Exercise details ▸
Pull each line holding the word "page" from the data.

──────── Provided information ────────

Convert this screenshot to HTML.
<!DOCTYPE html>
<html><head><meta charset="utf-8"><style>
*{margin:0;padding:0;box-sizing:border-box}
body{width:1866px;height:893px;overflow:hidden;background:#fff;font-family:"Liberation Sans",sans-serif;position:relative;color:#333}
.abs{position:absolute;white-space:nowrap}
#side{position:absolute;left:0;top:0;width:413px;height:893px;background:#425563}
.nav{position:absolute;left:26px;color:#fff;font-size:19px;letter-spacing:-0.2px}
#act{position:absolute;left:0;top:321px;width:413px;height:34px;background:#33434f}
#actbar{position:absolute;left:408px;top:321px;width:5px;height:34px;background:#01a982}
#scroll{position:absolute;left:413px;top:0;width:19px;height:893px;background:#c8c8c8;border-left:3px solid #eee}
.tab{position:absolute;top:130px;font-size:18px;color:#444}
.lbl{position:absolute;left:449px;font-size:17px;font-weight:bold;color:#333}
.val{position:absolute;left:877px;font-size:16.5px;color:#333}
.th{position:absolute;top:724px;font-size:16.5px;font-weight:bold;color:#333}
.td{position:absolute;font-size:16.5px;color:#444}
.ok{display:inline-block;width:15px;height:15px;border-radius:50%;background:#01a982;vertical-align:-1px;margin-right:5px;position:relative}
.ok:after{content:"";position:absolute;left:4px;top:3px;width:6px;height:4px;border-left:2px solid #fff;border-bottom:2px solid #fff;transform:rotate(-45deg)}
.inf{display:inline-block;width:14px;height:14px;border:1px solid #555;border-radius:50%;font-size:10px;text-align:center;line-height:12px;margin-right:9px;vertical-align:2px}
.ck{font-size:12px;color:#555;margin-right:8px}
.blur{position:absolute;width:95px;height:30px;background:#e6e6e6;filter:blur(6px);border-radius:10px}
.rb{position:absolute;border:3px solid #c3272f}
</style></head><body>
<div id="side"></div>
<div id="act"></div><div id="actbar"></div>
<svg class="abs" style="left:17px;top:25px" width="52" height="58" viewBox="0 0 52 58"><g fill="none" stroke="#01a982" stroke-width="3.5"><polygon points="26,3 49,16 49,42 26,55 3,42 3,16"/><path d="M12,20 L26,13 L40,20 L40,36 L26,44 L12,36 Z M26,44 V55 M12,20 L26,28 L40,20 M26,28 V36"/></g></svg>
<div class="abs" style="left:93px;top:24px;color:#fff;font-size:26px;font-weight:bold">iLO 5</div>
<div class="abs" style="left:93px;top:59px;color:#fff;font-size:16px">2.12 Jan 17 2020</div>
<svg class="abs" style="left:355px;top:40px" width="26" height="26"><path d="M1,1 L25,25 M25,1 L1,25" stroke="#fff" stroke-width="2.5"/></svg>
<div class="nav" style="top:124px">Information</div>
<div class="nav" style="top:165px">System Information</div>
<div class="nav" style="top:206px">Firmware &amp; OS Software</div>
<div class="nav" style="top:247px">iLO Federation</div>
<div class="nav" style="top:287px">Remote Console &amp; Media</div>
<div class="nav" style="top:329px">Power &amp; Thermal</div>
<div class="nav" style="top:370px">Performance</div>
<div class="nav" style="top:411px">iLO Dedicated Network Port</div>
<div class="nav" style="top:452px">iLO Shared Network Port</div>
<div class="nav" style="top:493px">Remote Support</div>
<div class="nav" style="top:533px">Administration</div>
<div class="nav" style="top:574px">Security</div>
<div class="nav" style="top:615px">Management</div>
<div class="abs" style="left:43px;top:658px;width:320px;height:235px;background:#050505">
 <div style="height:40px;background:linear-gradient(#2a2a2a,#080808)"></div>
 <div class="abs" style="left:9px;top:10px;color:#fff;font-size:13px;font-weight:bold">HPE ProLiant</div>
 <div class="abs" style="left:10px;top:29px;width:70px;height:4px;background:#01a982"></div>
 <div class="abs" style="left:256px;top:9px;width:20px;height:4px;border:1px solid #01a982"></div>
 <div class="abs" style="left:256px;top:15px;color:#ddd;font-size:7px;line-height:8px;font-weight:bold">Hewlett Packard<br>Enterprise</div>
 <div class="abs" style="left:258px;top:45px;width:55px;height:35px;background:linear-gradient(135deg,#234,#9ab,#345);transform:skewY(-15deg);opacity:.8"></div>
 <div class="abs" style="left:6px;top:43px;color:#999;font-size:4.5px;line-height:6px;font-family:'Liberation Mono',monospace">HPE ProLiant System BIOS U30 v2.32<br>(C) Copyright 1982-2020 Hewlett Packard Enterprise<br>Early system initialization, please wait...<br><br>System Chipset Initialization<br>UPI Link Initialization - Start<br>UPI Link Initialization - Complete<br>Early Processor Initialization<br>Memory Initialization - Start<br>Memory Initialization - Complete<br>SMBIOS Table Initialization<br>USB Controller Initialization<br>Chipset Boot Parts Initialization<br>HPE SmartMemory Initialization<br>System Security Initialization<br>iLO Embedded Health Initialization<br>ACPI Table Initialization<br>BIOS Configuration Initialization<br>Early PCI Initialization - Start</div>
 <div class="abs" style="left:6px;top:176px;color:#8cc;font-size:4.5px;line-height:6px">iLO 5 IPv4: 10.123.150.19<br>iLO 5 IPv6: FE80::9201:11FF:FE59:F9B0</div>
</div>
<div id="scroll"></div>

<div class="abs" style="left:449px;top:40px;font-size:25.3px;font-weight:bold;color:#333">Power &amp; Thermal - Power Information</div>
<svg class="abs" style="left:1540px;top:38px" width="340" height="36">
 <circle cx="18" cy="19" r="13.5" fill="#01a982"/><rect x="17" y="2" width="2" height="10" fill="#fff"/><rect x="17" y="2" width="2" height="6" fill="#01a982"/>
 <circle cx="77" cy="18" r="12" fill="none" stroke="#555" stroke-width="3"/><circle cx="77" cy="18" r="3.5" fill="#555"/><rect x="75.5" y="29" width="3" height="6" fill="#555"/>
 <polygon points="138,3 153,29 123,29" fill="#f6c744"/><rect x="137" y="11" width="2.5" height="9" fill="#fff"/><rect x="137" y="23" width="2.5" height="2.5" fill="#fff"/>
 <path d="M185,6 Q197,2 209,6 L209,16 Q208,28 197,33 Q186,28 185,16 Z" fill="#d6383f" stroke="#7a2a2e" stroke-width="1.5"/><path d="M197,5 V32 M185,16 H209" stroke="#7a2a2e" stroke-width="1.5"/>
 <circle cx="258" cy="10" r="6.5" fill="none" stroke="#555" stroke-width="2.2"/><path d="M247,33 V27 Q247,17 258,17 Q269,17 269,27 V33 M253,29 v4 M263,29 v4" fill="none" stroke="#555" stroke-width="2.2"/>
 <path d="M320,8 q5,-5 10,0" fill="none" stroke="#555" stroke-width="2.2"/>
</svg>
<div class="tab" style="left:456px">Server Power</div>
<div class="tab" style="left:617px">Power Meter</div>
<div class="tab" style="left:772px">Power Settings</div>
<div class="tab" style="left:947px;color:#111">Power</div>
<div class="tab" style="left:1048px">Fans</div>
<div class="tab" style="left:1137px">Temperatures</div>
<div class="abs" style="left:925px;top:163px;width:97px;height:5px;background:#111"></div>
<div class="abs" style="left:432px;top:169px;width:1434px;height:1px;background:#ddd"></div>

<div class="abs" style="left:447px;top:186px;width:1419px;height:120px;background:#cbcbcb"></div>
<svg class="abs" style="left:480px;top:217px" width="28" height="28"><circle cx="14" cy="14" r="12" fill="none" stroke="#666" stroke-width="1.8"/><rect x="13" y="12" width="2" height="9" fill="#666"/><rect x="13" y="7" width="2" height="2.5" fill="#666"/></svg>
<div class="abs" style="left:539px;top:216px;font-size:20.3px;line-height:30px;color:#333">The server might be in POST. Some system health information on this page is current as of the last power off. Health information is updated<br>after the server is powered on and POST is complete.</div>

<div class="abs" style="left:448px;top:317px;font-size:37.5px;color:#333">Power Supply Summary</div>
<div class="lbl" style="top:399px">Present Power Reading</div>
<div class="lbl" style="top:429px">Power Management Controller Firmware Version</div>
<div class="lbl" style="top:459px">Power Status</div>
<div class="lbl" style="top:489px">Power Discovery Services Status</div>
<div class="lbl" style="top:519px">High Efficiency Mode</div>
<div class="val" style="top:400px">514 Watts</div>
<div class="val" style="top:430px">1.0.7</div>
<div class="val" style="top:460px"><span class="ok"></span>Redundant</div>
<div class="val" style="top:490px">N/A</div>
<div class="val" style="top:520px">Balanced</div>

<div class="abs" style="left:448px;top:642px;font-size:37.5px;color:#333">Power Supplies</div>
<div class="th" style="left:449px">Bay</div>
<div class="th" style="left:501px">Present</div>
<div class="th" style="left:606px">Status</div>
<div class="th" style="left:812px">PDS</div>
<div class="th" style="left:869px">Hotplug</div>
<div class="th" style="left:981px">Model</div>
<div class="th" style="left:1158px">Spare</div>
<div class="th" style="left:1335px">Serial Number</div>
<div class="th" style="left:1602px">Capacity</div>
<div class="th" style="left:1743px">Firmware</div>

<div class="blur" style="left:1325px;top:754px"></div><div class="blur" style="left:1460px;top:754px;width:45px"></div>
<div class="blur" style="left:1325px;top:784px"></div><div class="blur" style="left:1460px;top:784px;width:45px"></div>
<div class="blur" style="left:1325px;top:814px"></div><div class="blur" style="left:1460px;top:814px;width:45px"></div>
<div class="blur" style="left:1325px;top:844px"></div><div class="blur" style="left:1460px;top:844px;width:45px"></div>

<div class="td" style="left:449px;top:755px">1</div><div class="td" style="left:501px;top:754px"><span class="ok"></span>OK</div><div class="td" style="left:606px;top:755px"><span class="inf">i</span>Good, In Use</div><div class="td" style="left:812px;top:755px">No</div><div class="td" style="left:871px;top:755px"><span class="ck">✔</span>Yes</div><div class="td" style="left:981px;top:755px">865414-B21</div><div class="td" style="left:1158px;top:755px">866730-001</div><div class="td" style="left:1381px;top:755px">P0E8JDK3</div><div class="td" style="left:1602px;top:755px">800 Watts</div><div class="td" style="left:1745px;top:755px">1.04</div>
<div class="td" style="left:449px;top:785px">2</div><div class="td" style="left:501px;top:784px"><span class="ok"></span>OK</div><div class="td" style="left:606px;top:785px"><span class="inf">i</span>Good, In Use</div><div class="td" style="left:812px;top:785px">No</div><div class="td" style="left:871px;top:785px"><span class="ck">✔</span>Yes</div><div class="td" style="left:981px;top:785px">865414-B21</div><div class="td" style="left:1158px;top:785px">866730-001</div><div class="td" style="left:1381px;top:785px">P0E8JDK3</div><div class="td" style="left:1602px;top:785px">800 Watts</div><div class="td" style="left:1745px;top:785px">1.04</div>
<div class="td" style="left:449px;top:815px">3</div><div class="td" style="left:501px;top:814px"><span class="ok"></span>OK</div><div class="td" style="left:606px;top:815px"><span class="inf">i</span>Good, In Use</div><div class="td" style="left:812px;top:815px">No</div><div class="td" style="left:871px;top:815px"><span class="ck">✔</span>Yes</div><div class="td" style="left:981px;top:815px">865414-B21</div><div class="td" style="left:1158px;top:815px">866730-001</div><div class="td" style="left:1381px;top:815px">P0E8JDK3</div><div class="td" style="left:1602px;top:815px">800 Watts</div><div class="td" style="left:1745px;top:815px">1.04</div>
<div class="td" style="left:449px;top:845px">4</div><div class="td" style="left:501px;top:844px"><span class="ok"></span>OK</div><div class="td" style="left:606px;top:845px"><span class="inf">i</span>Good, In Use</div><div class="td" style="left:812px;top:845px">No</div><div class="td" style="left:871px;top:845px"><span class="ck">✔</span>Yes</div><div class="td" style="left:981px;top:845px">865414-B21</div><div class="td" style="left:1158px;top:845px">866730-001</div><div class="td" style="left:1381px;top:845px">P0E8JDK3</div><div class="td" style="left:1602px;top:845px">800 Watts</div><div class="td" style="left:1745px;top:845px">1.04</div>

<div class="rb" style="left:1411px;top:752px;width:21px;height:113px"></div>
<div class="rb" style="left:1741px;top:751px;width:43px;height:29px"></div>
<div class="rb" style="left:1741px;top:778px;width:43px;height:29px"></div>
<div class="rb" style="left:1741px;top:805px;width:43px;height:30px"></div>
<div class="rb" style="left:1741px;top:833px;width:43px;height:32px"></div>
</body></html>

────────
──────── Provided information ────────

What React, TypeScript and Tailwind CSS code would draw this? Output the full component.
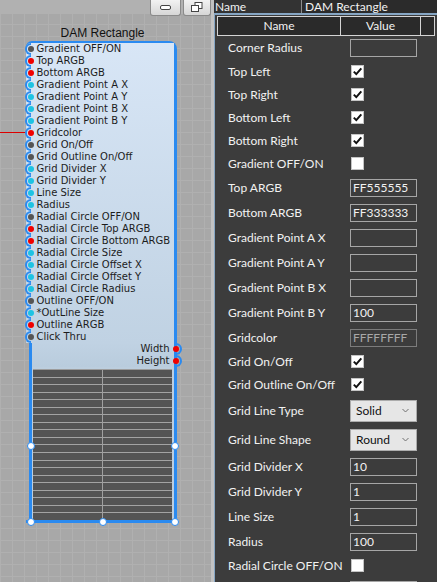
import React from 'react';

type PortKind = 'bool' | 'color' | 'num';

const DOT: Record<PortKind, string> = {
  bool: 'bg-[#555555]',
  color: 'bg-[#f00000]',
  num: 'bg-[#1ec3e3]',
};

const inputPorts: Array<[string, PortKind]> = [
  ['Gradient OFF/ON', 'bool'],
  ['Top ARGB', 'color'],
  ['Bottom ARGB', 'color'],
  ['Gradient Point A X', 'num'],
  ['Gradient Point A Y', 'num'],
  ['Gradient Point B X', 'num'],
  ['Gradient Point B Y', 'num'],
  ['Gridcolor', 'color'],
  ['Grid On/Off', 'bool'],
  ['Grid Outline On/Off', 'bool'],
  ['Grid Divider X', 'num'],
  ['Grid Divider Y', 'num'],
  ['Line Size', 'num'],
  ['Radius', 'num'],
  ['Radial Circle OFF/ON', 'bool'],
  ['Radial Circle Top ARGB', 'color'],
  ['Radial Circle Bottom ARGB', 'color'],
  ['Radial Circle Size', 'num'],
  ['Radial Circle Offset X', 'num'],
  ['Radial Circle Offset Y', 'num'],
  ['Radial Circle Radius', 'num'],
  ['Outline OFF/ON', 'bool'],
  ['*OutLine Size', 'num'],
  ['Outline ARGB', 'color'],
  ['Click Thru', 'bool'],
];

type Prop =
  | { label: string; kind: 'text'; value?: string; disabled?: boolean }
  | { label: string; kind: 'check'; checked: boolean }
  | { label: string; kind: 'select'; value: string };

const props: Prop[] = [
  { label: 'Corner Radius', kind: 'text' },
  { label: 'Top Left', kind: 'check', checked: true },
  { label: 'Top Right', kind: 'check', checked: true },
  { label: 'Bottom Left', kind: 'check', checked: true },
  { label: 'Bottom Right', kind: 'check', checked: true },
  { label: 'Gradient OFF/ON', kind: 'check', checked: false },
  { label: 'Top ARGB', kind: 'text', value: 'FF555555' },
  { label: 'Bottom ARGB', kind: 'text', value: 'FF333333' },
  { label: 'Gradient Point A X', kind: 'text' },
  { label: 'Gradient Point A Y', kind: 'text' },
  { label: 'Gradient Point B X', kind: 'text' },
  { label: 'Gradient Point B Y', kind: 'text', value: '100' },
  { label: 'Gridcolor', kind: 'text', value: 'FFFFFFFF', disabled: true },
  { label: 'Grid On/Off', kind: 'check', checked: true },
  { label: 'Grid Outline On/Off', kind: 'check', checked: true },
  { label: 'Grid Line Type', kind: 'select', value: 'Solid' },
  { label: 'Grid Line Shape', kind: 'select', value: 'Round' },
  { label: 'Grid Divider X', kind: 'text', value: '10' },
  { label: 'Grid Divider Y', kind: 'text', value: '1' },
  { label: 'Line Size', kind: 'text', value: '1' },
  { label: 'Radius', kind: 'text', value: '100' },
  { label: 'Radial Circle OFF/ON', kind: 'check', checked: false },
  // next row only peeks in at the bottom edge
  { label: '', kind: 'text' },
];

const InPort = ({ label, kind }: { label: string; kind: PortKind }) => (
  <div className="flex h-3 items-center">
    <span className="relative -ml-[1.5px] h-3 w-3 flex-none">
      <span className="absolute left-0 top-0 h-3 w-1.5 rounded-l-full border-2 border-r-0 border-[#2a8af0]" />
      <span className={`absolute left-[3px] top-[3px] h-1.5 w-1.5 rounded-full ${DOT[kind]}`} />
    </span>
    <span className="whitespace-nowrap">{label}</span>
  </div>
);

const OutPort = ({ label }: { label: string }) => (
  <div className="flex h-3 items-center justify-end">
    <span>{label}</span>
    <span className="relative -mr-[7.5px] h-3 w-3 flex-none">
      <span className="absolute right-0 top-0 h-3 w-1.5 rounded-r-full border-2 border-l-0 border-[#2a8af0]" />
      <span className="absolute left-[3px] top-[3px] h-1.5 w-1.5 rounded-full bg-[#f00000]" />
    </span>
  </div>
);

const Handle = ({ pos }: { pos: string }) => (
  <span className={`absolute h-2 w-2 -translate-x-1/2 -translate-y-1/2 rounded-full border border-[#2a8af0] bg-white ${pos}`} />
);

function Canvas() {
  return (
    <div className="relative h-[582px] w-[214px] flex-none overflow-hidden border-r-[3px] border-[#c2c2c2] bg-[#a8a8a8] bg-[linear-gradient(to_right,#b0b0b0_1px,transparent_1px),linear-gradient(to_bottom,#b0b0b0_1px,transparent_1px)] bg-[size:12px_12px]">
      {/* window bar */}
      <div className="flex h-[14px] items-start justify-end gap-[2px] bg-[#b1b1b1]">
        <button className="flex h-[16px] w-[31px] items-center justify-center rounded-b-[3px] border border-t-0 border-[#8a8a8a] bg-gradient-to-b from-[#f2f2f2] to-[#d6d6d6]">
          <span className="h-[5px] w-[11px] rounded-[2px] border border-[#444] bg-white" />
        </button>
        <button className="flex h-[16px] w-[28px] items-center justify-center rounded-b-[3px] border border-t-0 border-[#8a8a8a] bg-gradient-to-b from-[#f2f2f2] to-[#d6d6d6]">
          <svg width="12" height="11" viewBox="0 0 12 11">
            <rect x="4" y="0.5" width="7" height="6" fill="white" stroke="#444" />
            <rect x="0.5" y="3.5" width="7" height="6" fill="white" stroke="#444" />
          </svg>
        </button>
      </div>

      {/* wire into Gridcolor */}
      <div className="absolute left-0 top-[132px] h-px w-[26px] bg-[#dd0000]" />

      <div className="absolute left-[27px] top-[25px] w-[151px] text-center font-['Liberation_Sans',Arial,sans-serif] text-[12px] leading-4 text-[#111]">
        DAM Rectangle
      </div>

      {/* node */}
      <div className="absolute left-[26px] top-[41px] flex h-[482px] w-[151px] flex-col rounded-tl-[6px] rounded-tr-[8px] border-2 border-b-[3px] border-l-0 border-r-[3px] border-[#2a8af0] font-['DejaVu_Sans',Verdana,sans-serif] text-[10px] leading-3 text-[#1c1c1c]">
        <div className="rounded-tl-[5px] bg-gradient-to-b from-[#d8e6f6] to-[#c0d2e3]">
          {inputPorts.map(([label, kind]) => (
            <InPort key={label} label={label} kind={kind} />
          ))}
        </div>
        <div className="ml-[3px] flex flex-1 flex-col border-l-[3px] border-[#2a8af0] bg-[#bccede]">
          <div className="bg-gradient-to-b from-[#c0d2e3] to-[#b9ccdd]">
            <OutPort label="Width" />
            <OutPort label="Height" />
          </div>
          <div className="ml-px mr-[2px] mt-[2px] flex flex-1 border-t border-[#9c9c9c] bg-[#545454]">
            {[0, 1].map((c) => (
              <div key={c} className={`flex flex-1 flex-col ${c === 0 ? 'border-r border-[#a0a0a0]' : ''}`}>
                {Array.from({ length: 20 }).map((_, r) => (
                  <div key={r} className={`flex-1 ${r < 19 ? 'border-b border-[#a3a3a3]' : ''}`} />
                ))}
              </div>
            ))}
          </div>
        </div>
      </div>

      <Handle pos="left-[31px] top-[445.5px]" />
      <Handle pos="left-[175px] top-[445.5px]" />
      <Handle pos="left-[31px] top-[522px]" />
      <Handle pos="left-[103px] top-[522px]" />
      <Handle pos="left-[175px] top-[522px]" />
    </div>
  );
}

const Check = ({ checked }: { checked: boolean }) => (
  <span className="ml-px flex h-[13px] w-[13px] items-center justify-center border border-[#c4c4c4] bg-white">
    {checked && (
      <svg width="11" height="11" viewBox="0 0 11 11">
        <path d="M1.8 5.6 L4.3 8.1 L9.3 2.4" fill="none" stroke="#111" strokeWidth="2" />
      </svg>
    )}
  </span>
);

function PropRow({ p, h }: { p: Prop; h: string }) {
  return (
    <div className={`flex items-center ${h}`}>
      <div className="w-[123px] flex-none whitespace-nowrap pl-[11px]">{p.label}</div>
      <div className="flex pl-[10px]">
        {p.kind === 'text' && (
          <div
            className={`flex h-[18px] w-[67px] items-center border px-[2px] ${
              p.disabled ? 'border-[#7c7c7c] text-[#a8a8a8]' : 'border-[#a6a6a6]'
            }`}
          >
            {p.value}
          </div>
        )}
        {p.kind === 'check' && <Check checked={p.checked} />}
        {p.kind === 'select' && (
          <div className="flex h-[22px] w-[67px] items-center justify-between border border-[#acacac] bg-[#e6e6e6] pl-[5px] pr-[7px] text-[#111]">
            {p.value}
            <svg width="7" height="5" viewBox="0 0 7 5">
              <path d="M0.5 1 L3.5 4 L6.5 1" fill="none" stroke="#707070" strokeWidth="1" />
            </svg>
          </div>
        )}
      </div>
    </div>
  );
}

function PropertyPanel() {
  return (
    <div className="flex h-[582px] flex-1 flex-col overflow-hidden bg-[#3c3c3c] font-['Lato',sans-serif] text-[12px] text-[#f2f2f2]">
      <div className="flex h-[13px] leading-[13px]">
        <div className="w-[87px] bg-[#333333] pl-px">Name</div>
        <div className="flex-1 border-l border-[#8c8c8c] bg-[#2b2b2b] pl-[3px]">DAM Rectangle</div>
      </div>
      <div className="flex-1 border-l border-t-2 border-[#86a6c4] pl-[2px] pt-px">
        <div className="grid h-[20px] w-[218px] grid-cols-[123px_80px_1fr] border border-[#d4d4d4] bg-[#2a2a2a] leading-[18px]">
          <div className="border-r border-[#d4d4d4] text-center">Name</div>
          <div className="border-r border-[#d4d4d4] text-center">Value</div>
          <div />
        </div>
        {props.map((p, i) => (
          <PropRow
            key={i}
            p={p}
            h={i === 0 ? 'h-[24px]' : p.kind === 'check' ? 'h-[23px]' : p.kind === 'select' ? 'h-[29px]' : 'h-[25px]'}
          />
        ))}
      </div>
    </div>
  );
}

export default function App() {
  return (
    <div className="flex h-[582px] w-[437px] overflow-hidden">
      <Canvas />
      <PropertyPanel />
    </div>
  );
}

────────
──────── Provided information ────────

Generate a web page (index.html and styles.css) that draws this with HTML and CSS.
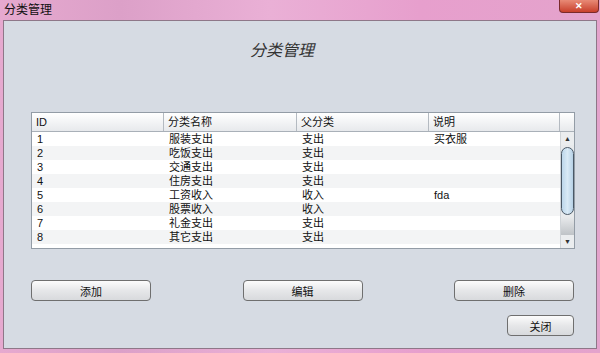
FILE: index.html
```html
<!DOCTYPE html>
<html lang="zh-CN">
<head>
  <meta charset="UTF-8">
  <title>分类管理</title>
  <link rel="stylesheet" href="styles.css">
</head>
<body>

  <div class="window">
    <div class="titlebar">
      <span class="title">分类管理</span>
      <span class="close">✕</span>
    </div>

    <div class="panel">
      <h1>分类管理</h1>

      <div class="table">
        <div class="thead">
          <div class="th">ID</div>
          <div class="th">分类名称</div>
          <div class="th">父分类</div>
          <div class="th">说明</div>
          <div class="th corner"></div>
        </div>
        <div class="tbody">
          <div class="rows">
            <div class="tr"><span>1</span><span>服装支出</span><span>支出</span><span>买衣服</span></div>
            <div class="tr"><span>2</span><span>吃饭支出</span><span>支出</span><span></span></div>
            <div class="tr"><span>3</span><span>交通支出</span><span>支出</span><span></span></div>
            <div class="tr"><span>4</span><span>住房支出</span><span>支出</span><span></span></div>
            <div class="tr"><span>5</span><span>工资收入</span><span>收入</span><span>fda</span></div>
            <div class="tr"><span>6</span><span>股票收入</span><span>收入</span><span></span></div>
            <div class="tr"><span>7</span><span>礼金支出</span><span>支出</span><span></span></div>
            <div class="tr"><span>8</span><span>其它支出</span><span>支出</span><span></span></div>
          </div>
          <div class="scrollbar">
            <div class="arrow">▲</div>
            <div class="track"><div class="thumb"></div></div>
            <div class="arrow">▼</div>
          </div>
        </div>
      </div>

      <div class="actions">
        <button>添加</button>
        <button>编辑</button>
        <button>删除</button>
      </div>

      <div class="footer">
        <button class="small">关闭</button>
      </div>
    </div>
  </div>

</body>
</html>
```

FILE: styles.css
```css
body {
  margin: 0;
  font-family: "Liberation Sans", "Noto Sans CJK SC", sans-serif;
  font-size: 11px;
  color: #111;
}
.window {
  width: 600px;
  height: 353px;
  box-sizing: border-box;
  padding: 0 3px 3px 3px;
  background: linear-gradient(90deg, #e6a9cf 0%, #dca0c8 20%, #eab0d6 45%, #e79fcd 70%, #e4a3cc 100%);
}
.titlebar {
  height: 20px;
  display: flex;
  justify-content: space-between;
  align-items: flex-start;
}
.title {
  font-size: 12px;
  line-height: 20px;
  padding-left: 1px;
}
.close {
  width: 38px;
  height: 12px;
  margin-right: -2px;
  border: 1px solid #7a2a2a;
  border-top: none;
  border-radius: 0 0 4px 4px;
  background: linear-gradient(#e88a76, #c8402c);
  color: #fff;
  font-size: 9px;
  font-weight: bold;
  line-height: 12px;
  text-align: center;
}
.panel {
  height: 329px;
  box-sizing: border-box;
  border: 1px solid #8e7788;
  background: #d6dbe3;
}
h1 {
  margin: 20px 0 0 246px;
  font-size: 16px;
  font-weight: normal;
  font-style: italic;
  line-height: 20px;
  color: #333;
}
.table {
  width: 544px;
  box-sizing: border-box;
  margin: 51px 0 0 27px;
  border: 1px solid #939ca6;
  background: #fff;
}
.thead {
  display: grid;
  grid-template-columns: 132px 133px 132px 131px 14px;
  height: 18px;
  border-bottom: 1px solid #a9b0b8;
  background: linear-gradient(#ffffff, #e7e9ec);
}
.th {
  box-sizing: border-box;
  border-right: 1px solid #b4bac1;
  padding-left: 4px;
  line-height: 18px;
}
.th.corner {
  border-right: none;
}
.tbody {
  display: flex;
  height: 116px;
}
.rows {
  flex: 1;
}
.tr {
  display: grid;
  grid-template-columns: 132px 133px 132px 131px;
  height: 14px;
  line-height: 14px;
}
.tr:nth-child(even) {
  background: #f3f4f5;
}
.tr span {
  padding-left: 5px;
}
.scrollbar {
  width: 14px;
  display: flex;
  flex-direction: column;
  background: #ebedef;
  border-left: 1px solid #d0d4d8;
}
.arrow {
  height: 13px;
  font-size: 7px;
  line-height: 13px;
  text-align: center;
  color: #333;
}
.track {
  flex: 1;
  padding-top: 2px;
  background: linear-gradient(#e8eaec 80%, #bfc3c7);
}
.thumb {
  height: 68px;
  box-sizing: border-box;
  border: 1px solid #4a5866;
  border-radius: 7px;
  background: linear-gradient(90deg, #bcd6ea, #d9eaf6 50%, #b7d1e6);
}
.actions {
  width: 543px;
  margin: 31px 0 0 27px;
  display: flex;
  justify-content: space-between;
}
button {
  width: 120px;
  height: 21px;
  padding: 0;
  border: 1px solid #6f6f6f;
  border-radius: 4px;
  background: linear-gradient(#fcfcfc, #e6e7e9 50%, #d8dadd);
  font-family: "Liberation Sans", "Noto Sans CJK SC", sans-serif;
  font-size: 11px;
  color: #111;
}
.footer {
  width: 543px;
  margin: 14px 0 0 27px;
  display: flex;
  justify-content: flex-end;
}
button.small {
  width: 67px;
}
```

────────

Exercise response ▸
<div class="abs" style="left:539px;top:216px;font-size:20.3px;line-height:30px;color:#333">The server might be in POST. Some system health information on this page is current as of the last power off. Health information is updated<br>after the server is powered on and POST is complete.</div>
Generate a web page (index.html and styles.css) that draws this with HTML and CSS.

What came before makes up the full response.